> [Given exercise]
Give the lines of the material verbatim, from the first line to the line with "balance by company</div>", including both.

> [Information provided]
▼

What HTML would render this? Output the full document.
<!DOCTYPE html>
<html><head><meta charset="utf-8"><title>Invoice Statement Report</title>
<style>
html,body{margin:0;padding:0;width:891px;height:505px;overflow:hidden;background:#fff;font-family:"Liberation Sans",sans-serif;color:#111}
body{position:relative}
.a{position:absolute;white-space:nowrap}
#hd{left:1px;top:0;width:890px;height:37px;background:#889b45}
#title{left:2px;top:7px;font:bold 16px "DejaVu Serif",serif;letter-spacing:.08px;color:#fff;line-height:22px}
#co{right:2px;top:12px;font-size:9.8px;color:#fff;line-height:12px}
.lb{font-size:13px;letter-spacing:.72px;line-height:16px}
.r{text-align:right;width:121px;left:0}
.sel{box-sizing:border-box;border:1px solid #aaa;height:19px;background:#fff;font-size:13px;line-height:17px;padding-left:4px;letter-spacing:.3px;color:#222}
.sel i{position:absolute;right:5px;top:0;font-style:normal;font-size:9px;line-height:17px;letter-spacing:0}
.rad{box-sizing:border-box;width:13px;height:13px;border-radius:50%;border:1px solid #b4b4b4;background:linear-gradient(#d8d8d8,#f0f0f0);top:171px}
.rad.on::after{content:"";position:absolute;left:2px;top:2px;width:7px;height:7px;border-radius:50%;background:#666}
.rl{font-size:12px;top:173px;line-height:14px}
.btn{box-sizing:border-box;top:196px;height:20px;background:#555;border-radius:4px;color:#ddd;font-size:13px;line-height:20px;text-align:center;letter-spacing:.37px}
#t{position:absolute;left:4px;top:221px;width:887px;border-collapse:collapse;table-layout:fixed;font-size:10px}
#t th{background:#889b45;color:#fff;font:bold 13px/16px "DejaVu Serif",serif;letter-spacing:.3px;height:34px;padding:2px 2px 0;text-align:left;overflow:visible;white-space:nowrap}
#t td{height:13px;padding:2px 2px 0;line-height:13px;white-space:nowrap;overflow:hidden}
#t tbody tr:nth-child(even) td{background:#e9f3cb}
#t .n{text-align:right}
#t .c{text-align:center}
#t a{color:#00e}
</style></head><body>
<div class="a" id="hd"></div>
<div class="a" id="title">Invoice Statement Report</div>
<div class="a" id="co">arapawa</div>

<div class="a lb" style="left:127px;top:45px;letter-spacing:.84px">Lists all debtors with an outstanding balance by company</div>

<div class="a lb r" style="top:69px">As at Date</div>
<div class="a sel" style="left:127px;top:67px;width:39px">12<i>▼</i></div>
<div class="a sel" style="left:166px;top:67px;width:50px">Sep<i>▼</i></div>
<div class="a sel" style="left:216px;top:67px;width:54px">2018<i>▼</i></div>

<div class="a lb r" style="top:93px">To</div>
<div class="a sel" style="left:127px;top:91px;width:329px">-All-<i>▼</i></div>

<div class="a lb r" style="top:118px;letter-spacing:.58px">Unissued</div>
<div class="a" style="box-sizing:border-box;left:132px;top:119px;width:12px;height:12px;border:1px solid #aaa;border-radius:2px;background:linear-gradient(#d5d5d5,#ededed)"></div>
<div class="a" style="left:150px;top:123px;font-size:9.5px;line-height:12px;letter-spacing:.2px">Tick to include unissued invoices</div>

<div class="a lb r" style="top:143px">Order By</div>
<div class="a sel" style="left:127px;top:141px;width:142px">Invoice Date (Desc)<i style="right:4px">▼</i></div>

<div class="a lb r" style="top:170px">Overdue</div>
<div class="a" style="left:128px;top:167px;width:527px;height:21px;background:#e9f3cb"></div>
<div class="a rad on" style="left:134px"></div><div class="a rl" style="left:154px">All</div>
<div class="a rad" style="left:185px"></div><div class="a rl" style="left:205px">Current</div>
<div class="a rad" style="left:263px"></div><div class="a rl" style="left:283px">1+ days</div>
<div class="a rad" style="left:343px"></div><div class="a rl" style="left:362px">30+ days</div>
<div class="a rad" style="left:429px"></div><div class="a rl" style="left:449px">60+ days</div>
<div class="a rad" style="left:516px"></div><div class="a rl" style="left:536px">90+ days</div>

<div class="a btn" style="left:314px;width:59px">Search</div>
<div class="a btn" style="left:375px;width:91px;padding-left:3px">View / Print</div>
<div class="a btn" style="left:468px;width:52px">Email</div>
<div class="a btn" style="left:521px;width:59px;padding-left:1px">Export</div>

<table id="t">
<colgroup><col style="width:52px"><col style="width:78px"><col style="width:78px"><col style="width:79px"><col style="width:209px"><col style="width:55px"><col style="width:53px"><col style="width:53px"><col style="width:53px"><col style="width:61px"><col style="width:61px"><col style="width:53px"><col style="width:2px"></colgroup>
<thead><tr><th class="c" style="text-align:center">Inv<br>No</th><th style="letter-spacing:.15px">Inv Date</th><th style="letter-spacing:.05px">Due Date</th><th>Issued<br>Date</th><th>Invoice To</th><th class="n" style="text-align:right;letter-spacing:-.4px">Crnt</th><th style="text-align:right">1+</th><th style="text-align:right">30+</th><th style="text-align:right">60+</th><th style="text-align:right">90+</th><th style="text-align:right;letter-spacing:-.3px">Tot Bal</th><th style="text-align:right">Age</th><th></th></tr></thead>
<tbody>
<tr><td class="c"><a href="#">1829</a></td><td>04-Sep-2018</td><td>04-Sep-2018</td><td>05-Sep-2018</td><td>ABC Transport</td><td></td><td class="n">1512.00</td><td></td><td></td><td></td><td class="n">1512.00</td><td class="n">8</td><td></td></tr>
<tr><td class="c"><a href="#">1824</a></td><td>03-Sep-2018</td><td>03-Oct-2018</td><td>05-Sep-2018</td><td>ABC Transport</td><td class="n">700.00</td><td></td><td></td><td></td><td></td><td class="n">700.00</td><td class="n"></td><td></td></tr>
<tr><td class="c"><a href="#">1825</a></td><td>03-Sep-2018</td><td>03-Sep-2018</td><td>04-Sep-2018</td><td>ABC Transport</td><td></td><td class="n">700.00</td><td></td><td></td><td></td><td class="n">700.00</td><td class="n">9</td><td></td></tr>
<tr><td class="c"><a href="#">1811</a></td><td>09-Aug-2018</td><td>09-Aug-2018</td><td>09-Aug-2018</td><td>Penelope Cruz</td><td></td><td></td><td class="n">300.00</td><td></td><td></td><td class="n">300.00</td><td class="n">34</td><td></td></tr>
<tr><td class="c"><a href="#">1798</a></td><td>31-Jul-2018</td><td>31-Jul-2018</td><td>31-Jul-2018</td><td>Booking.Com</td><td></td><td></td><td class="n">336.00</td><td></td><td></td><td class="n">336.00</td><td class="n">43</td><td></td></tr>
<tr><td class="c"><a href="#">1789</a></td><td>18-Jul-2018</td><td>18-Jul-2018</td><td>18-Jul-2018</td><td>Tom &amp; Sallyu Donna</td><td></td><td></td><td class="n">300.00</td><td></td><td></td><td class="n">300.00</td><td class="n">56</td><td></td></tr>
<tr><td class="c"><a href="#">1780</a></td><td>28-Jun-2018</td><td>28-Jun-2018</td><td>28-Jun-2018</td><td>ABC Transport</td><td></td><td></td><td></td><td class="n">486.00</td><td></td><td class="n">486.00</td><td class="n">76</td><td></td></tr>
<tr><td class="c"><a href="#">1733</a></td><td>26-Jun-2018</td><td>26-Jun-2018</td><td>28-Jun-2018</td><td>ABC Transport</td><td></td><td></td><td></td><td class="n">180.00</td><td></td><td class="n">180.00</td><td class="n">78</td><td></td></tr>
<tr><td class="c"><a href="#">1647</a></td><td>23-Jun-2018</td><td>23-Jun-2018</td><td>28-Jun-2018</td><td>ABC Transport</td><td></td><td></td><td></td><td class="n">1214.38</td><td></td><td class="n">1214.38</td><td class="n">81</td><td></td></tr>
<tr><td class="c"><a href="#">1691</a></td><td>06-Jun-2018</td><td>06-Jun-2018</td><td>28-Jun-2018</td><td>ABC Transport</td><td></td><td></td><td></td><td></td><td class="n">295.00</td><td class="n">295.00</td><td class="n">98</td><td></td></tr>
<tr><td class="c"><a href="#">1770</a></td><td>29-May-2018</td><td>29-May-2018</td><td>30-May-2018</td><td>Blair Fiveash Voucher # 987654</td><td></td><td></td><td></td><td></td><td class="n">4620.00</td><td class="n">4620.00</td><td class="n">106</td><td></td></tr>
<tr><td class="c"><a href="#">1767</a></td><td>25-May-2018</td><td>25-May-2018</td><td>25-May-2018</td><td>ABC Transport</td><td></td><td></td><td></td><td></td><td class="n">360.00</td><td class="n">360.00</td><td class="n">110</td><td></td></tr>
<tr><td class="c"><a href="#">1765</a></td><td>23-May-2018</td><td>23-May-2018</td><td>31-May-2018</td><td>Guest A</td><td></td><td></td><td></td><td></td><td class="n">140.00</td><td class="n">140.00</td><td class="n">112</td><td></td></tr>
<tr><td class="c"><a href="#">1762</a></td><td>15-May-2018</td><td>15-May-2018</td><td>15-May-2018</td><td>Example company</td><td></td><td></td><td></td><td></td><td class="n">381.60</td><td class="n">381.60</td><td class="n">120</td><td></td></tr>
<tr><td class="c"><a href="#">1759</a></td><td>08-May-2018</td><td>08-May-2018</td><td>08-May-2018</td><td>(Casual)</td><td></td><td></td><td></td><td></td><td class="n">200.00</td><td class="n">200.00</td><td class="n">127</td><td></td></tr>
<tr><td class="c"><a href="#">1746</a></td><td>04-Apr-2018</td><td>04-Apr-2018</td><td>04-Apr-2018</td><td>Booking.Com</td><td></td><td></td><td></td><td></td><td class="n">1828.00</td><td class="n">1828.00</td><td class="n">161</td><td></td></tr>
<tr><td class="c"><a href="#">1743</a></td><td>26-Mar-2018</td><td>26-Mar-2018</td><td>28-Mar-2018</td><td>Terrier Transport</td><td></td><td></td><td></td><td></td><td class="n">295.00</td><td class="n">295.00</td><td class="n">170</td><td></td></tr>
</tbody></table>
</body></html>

▲

> [Expected answer]
What HTML would render this? Output the full document.
<!DOCTYPE html>
<html><head><meta charset="utf-8"><title>Invoice Statement Report</title>
<style>
html,body{margin:0;padding:0;width:891px;height:505px;overflow:hidden;background:#fff;font-family:"Liberation Sans",sans-serif;color:#111}
body{position:relative}
.a{position:absolute;white-space:nowrap}
#hd{left:1px;top:0;width:890px;height:37px;background:#889b45}
#title{left:2px;top:7px;font:bold 16px "DejaVu Serif",serif;letter-spacing:.08px;color:#fff;line-height:22px}
#co{right:2px;top:12px;font-size:9.8px;color:#fff;line-height:12px}
.lb{font-size:13px;letter-spacing:.72px;line-height:16px}
.r{text-align:right;width:121px;left:0}
.sel{box-sizing:border-box;border:1px solid #aaa;height:19px;background:#fff;font-size:13px;line-height:17px;padding-left:4px;letter-spacing:.3px;color:#222}
.sel i{position:absolute;right:5px;top:0;font-style:normal;font-size:9px;line-height:17px;letter-spacing:0}
.rad{box-sizing:border-box;width:13px;height:13px;border-radius:50%;border:1px solid #b4b4b4;background:linear-gradient(#d8d8d8,#f0f0f0);top:171px}
.rad.on::after{content:"";position:absolute;left:2px;top:2px;width:7px;height:7px;border-radius:50%;background:#666}
.rl{font-size:12px;top:173px;line-height:14px}
.btn{box-sizing:border-box;top:196px;height:20px;background:#555;border-radius:4px;color:#ddd;font-size:13px;line-height:20px;text-align:center;letter-spacing:.37px}
#t{position:absolute;left:4px;top:221px;width:887px;border-collapse:collapse;table-layout:fixed;font-size:10px}
#t th{background:#889b45;color:#fff;font:bold 13px/16px "DejaVu Serif",serif;letter-spacing:.3px;height:34px;padding:2px 2px 0;text-align:left;overflow:visible;white-space:nowrap}
#t td{height:13px;padding:2px 2px 0;line-height:13px;white-space:nowrap;overflow:hidden}
#t tbody tr:nth-child(even) td{background:#e9f3cb}
#t .n{text-align:right}
#t .c{text-align:center}
#t a{color:#00e}
</style></head><body>
<div class="a" id="hd"></div>
<div class="a" id="title">Invoice Statement Report</div>
<div class="a" id="co">arapawa</div>

<div class="a lb" style="left:127px;top:45px;letter-spacing:.84px">Lists all debtors with an outstanding balance by company</div>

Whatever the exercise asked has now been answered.